Given data>
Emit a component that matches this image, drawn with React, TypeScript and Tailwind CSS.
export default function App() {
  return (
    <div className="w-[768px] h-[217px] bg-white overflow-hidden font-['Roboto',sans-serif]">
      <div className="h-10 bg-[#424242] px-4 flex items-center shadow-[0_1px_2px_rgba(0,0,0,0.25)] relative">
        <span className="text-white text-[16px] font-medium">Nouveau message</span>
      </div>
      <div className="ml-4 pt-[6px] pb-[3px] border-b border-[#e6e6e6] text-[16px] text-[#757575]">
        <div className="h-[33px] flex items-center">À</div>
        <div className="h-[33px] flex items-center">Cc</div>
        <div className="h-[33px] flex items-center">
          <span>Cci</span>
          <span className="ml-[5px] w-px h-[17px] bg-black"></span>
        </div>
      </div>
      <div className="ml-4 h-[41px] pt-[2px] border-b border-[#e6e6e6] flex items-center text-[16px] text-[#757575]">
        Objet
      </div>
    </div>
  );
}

What this task involves>
Quote the listing in full, please, keeping every line exact.

Completed task>
Emit a component that matches this image, drawn with React, TypeScript and Tailwind CSS.
export default function App() {
  return (
    <div className="w-[768px] h-[217px] bg-white overflow-hidden font-['Roboto',sans-serif]">
      <div className="h-10 bg-[#424242] px-4 flex items-center shadow-[0_1px_2px_rgba(0,0,0,0.25)] relative">
        <span className="text-white text-[16px] font-medium">Nouveau message</span>
      </div>
      <div className="ml-4 pt-[6px] pb-[3px] border-b border-[#e6e6e6] text-[16px] text-[#757575]">
        <div className="h-[33px] flex items-center">À</div>
        <div className="h-[33px] flex items-center">Cc</div>
        <div className="h-[33px] flex items-center">
          <span>Cci</span>
          <span className="ml-[5px] w-px h-[17px] bg-black"></span>
        </div>
      </div>
      <div className="ml-4 h-[41px] pt-[2px] border-b border-[#e6e6e6] flex items-center text-[16px] text-[#757575]">
        Objet
      </div>
    </div>
  );
}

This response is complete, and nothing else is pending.